This remarkable, large, and colorful pastel by Billy Devorss was created for Brown & Bigelow's 1941 calendar line and was published under the title Pretty Smooth. Unlike most of the pin-up artists working during the Golden Age of Illustration, Devorss never signed an exclusive contract with any of the calendar companies, and instead enjoyed incredible popularity as an in-demand freelancer. Devorss, originally from Saint Joseph, Missouri, maintained a New York City studio in the Beaux Arts building in midtown during the 1930s - 40s, and many of his pin-up images seem to have been inspired by the city's art deco design and the fashionable big city sophisticates he encountered while out enjoying Manhattan's bustling nightlife. Pretty Smooth is easily the finest Devorss pin-up pastel to come on the market. The intricate detailing, electric coloring, and model's slinky and sexy allure are unsurpassed in the genre. It is interesting to note that on the back of the illustration board in the artist's hand are a number of alternate proposed titles: "All There","A Natural", "What An Entrance", "A Model Figure", and, of course, "Lady In Red". Pastel remains in a pristine state of original conservation and is handsomely framed and properly lined under glass. Our gallery previously sold this pastel in 2015. It is among the finest examples of American pin-up art we have seen.

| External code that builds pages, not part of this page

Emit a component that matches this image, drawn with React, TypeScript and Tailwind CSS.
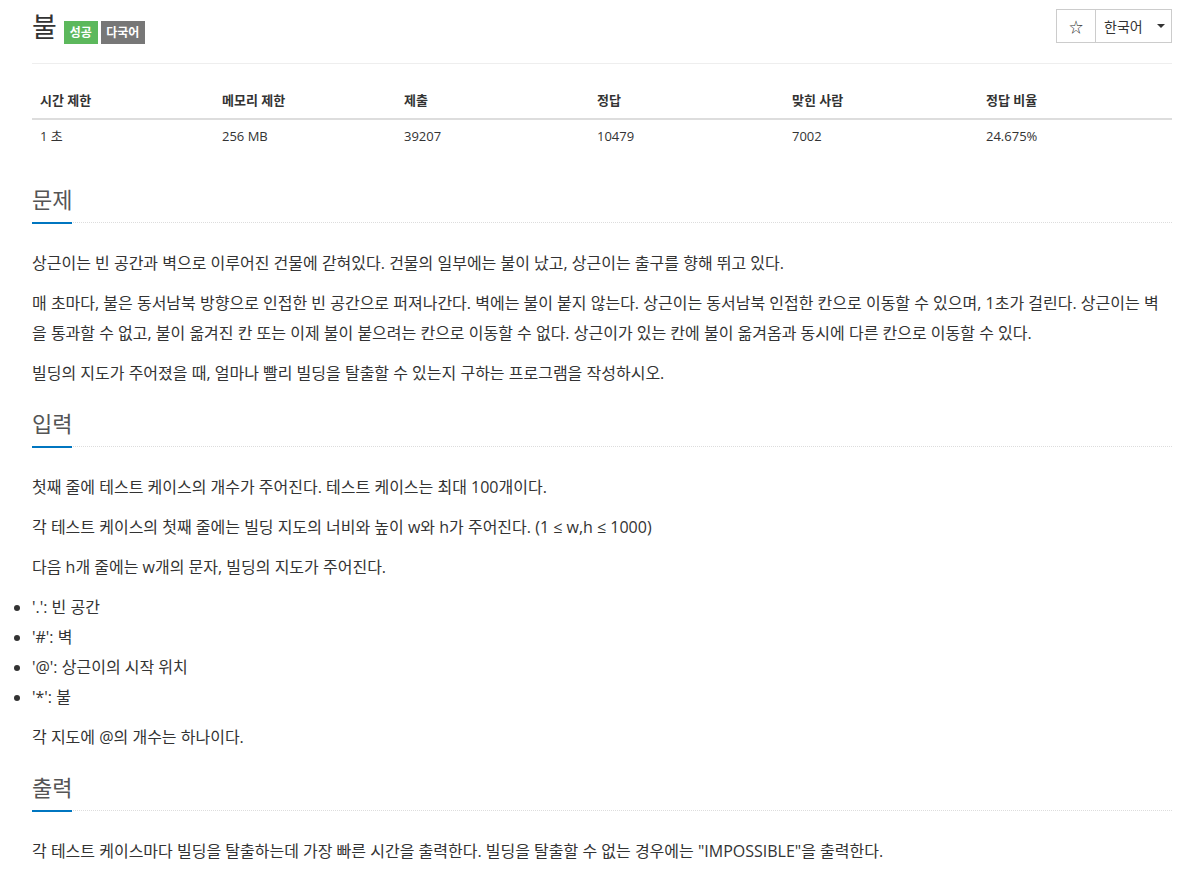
import type { ReactNode } from 'react'

const FONT = { fontFamily: '"Open Sans", "Noto Sans CJK KR", sans-serif' }

const STATS = [
  { label: '시간 제한', value: '1 초', w: 'w-[182px]' },
  { label: '메모리 제한', value: '256 MB', w: 'w-[182px]' },
  { label: '제출', value: '39207', w: 'w-[193px]' },
  { label: '정답', value: '10479', w: 'w-[195px]' },
  { label: '맞힌 사람', value: '7002', w: 'w-[194px]' },
  { label: '정답 비율', value: '24.675%', w: 'w-[194px]' },
]

function Section({ title, first, children }: { title: string; first?: boolean; children: ReactNode }) {
  return (
    <section className={first ? 'mt-[34px]' : 'mt-[23px]'}>
      <div className="flex border-b border-dotted border-[#ddd] mb-[25px]">
        <h2 className="text-[22px] leading-[24px] pb-[11px] text-[#555] border-b-2 border-[#0076c0] -mb-[2px]">
          {title}
        </h2>
      </div>
      <div className="text-[16px] leading-[30px] text-[#333]">{children}</div>
    </section>
  )
}

function P({ children }: { children: ReactNode }) {
  return <p className="mb-[10px]">{children}</p>
}

export default function App() {
  return (
    <div className="bg-white min-h-[872px] text-[#333]" style={FONT}>
      <div className="ml-[32px] w-[1140px]">
        {/* title bar */}
        <div className="flex items-start justify-between h-[64px] border-b border-[#eee] pt-[9px]">
          <div className="flex items-start">
            <h1 className="text-[27px] leading-[36px] text-[#333]">불</h1>
            <span className="ml-[7px] mt-[12px] inline-block w-[34px] h-[23px] text-center leading-[23px] text-[12px] font-bold text-white bg-[#5cb85c]">
              성공
            </span>
            <span className="ml-[3px] mt-[12px] inline-block w-[44px] h-[23px] text-center leading-[23px] text-[12px] font-bold text-white bg-[#777]">
              다국어
            </span>
          </div>
          <div className="flex h-[34px] text-[14px] text-[#333]">
            <button className="w-[40px] h-[34px] border border-[#ccc] bg-white flex items-center justify-center">
              ☆
            </button>
            <button className="w-[76px] h-[34px] border border-l-0 border-[#ccc] bg-white flex items-center pl-[8px]">
              한국어
              <span className="ml-[14px] w-0 h-0 border-x-4 border-t-4 border-x-transparent border-t-[#333]" />
            </button>
          </div>
        </div>

        {/* stats table */}
        <table className="mt-[19px] w-[1140px] text-[13px] text-[#333] border-collapse">
          <thead>
            <tr className="border-b-2 border-[#ddd]">
              {STATS.map((s) => (
                <th key={s.label} className={`${s.w} text-left font-bold px-[8px] py-[8px] leading-[19px]`}>
                  {s.label}
                </th>
              ))}
            </tr>
          </thead>
          <tbody>
            <tr>
              {STATS.map((s) => (
                <td key={s.label} className="px-[8px] py-[7px] leading-[19px]">
                  {s.value}
                </td>
              ))}
            </tr>
          </tbody>
        </table>

        <Section title="문제" first>
          <P>상근이는 빈 공간과 벽으로 이루어진 건물에 갇혀있다. 건물의 일부에는 불이 났고, 상근이는 출구를 향해 뛰고 있다.</P>
          <P>
            매 초마다, 불은 동서남북 방향으로 인접한 빈 공간으로 퍼져나간다. 벽에는 불이 붙지 않는다. 상근이는 동서남북 인접한 칸으로 이동할 수 있으며, 1초가 걸린다. 상근이는 벽을 통과할 수 없고, 불이 옮겨진 칸 또는 이제 불이 붙으려는 칸으로 이동할 수 없다. 상근이가 있는 칸에 불이 옮겨옴과 동시에 다른 칸으로 이동할 수 있다.
          </P>
          <P>빌딩의 지도가 주어졌을 때, 얼마나 빨리 빌딩을 탈출할 수 있는지 구하는 프로그램을 작성하시오.</P>
        </Section>

        <Section title="입력">
          <P>첫째 줄에 테스트 케이스의 개수가 주어진다. 테스트 케이스는 최대 100개이다.</P>
          <P>각 테스트 케이스의 첫째 줄에는 빌딩 지도의 너비와 높이 w와 h가 주어진다. (1 ≤ w,h ≤ 1000)</P>
          <P>다음 h개 줄에는 w개의 문자, 빌딩의 지도가 주어진다.</P>
          <ul className="list-disc mb-[10px]">
            <li>'.': 빈 공간</li>
            <li>'#': 벽</li>
            <li>'@': 상근이의 시작 위치</li>
            <li>'*': 불</li>
          </ul>
          <P>각 지도에 @의 개수는 하나이다.</P>
        </Section>

        <Section title="출력">
          <P>각 테스트 케이스마다 빌딩을 탈출하는데 가장 빠른 시간을 출력한다. 빌딩을 탈출할 수 없는 경우에는 "IMPOSSIBLE"을 출력한다.</P>
        </Section>
      </div>
    </div>
  )
}
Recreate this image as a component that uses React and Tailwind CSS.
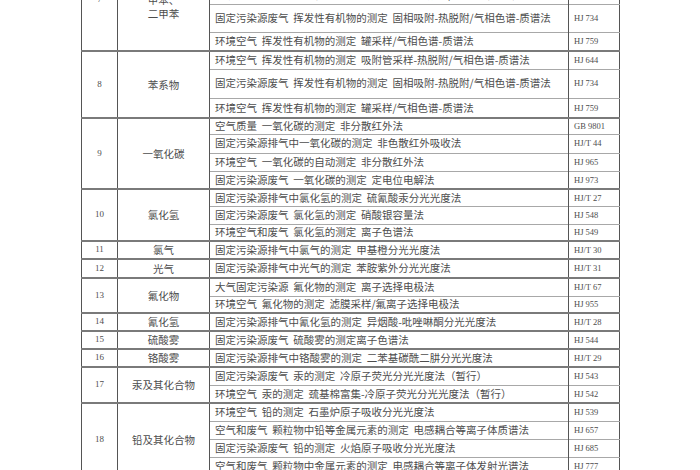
const H = {
  16: "h-[16px]",
  17: "h-[17px]",
  18: "h-[18px]",
  19: "h-[19px]",
  20: "h-[20px]",
  28: "h-[28px]",
  29: "h-[29px]",
};

const groups = [
  {
    no: "7",
    label: ["苯、", "甲苯、", "二甲苯"],
    rows: [
      ["环境空气 苯系物的测定 固体吸附/热脱附-气相色谱法", "HJ 583", 19],
      ["环境空气 苯系物的测定 活性炭吸附/二硫化碳解吸-气相色谱法", "HJ 584", 18],
      ["环境空气 挥发性有机物的测定 吸附管采样-热脱附/气相色谱-质谱法", "HJ 644", 18],
      ["固定污染源废气 挥发性有机物的测定 固相吸附-热脱附/气相色谱-质谱法", "HJ 734", 28],
      ["环境空气 挥发性有机物的测定 罐采样/气相色谱-质谱法", "HJ 759", 19],
    ],
  },
  {
    no: "8",
    label: ["苯系物"],
    rows: [
      ["环境空气 挥发性有机物的测定 吸附管采样-热脱附/气相色谱-质谱法", "HJ 644", 18],
      ["固定污染源废气 挥发性有机物的测定 固相吸附-热脱附/气相色谱-质谱法", "HJ 734", 29],
      ["环境空气 挥发性有机物的测定 罐采样/气相色谱-质谱法", "HJ 759", 20],
    ],
  },
  {
    no: "9",
    label: ["一氧化碳"],
    rows: [
      ["空气质量 一氧化碳的测定 非分散红外法", "GB 9801", 16],
      ["固定污染源排气中一氧化碳的测定 非色散红外吸收法", "HJ/T 44", 19],
      ["环境空气 一氧化碳的自动测定 非分散红外法", "HJ 965", 18],
      ["固定污染源废气 一氧化碳的测定 定电位电解法", "HJ 973", 18],
    ],
  },
  {
    no: "10",
    label: ["氯化氢"],
    rows: [
      ["固定污染源排气中氯化氢的测定 硫氰酸汞分光光度法", "HJ/T 27", 17],
      ["固定污染源废气 氯化氢的测定 硝酸银容量法", "HJ 548", 18],
      ["环境空气和废气 氯化氢的测定 离子色谱法", "HJ 549", 17],
    ],
  },
  {
    no: "11",
    label: ["氯气"],
    rows: [["固定污染源排气中氯气的测定 甲基橙分光光度法", "HJ/T 30", 18]],
  },
  {
    no: "12",
    label: ["光气"],
    rows: [["固定污染源排气中光气的测定 苯胺紫外分光光度法", "HJ/T 31", 19]],
  },
  {
    no: "13",
    label: ["氟化物"],
    rows: [
      ["大气固定污染源 氟化物的测定 离子选择电极法", "HJ/T 67", 18],
      ["环境空气 氟化物的测定 滤膜采样/氟离子选择电极法", "HJ 955", 17],
    ],
  },
  {
    no: "14",
    label: ["氰化氢"],
    rows: [["固定污染源排气中氰化氢的测定 异烟酸-吡唑啉酮分光光度法", "HJ/T 28", 18]],
  },
  {
    no: "15",
    label: ["硫酸雾"],
    rows: [["固定污染源废气 硫酸雾的测定离子色谱法", "HJ 544", 18]],
  },
  {
    no: "16",
    label: ["铬酸雾"],
    rows: [["固定污染源排气中铬酸雾的测定 二苯基碳酰二肼分光光度法", "HJ/T 29", 18]],
  },
  {
    no: "17",
    label: ["汞及其化合物"],
    rows: [
      ["固定污染源废气 汞的测定 冷原子荧光分光光度法（暂行）", "HJ 543", 18],
      ["环境空气 汞的测定 巯基棉富集-冷原子荧光分光光度法（暂行）", "HJ 542", 18],
    ],
  },
  {
    no: "18",
    label: ["铅及其化合物"],
    rows: [
      ["环境空气 铅的测定 石墨炉原子吸收分光光度法", "HJ 539", 18],
      ["空气和废气 颗粒物中铅等金属元素的测定 电感耦合等离子体质谱法", "HJ 657", 18],
      ["固定污染源废气 铅的测定 火焰原子吸收分光光度法", "HJ 685", 18],
      ["空气和废气 颗粒物中金属元素的测定 电感耦合等离子体发射光谱法", "HJ 777", 18],
    ],
  },
];

export default function App() {
  return (
    <div className="h-[470px] w-[700px] overflow-hidden bg-white">
      {/* the sheet is cut off at the top, so group 7 starts above the frame */}
      <table className="-mt-[52px] ml-[81px] w-[538px] table-fixed border-collapse border-x border-[#555] font-['Noto_Sans_CJK_SC',sans-serif] text-[#4d4d4d]">
        <colgroup>
          <col className="w-[36px]" />
          <col className="w-[92px]" />
          <col className="w-[359px]" />
          <col className="w-[51px]" />
        </colgroup>
        <tbody>
          {groups.map((group) =>
            group.rows.map(([method, code, height], rowIndex) => {
              const isFirst = rowIndex === 0;
              const rowLine = isFirst
                ? "border-t-2 border-t-[#7a7a7a]"
                : "border-t border-t-[#a8a8a8]";

              return (
                <tr key={`${group.no}-${code}-${rowIndex}`} className={H[height]}>
                  {isFirst && (
                    <>
                      <td
                        rowSpan={group.rows.length}
                        className="border-t-2 border-r border-t-[#7a7a7a] border-r-[#555] text-center align-middle font-['Liberation_Serif',serif] text-[9px]"
                      >
                        {group.no}
                      </td>
                      <td
                        rowSpan={group.rows.length}
                        className="border-t-2 border-r border-t-[#7a7a7a] border-r-[#555] text-center align-middle text-[10.5px] leading-[14px]"
                      >
                        {group.label.map((line) => (
                          <div key={line}>{line}</div>
                        ))}
                      </td>
                    </>
                  )}

                  <td
                    className={`${rowLine} border-r border-r-[#555] whitespace-pre pl-[5px] align-middle text-[10.5px] leading-none`}
                  >
                    {method.replaceAll(" ", "  ")}
                  </td>
                  <td
                    className={`${rowLine} whitespace-nowrap pl-[5px] align-middle font-['Liberation_Serif',serif] text-[8.5px] leading-none`}
                  >
                    {code}
                  </td>
                </tr>
              );
            })
          )}
        </tbody>
      </table>
    </div>
  );
}
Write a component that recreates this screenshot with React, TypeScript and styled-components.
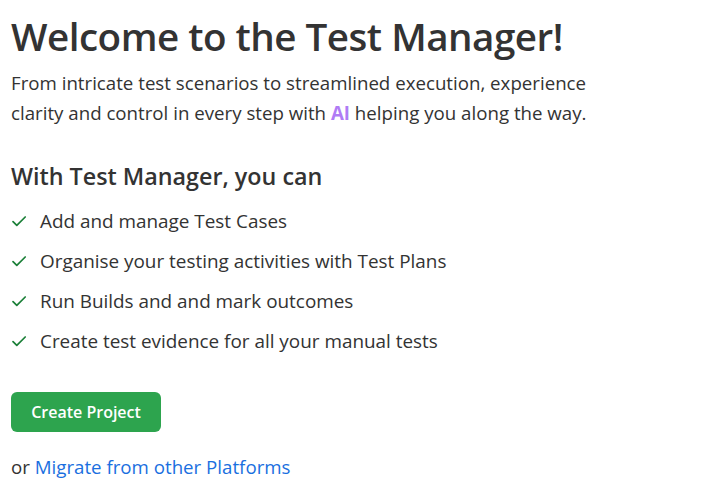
import styled, { createGlobalStyle } from "styled-components";

const GlobalStyle = createGlobalStyle`
  body {
    margin: 0;
    background: #ffffff;
    font-family: "Open Sans", "Noto Sans", sans-serif;
    color: #333333;
  }
`;

const Page = styled.div`
  padding: 10px 11px;
`;

const Title = styled.h1`
  margin: 0;
  font-size: 38.6px;
  font-weight: 600;
  line-height: 52px;
  letter-spacing: -0.5px;
  color: #333333;
`;

const Intro = styled.p`
  margin: 6px 0 0;
  font-size: 18.7px;
  line-height: 30px;
  max-width: 620px;
`;

const Ai = styled.span`
  color: #b07cf5;
  font-weight: 700;
`;

const SubTitle = styled.h2`
  margin: 32px 0 0;
  font-size: 23.3px;
  font-weight: 600;
  line-height: 32px;
`;

const List = styled.ul`
  list-style: none;
  margin: 9px 0 0;
  padding: 0;
`;

const Item = styled.li`
  display: flex;
  align-items: center;
  gap: 13px;
  height: 40px;
  font-size: 18.9px;
`;

const Check = styled.svg`
  width: 16px;
  height: 16px;
  flex: none;
  color: #1a7f37;
`;

const Button = styled.button`
  margin-top: 31px;
  display: block;
  width: 150px;
  height: 40px;
  border: none;
  border-radius: 6px;
  background: #2da44e;
  color: #ffffff;
  font-family: inherit;
  font-size: 16px;
  font-weight: 600;
  cursor: pointer;
`;

const Footer = styled.p`
  margin: 22px 0 0;
  font-size: 18.7px;
`;

const Link = styled.a`
  color: #1a6fe0;
  text-decoration: none;
`;

const items = [
  "Add and manage Test Cases",
  "Organise your testing activities with Test Plans",
  "Run Builds and and mark outcomes",
  "Create test evidence for all your manual tests",
];

const CheckIcon = () => (
  <Check viewBox="0 0 16 16" fill="none">
    <path
      d="M2 8.6l3.8 3.8L14.2 4"
      stroke="currentColor"
      strokeWidth="1.7"
      strokeLinecap="round"
      strokeLinejoin="round"
    />
  </Check>
);

export default function App() {
  return (
    <>
      <GlobalStyle />
      <Page>
        <Title>Welcome to the Test Manager!</Title>
        <Intro>
          From intricate test scenarios to streamlined execution, experience
          clarity and control in every step with <Ai>AI</Ai> helping you along
          the way.
        </Intro>
        <SubTitle>With Test Manager, you can</SubTitle>
        <List>
          {items.map((t) => (
            <Item key={t}>
              <CheckIcon />
              {t}
            </Item>
          ))}
        </List>
        <Button>Create Project</Button>
        <Footer>
          or <Link href="#">Migrate from other Platforms</Link>
        </Footer>
      </Page>
    </>
  );
}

Devorss began his career shortly after receiving formal instruction at Kansas City Art Institute, graduating in 1934. Quickly getting the attention of Brown & Bigelow, the artist moved to New York City with his wife Glenna and began traveling in the smart set. Shrewdly, Devorss signed with the American Artists Agency upon moving to NY, and through them was able to contract to work for all the calendar companies, a move which enabled his high-style quality of life even as the country struggled through the 1930s. Working steadily from 1934 until the mid-1950s, Devorss made a name for himself as an heir and competitor to Rolf Armstrong, uniquely in touch with the cosmopolitan attitude of the city.
Known particularly for his lavishly fashionable creations, bold use of color, his femme-fatale pin-ups represent the ideal up to the minute art deco woman. In 1951, the artist and his wife returned to St. Joseph, where he enjoyed a life of leisure until his death in 1985.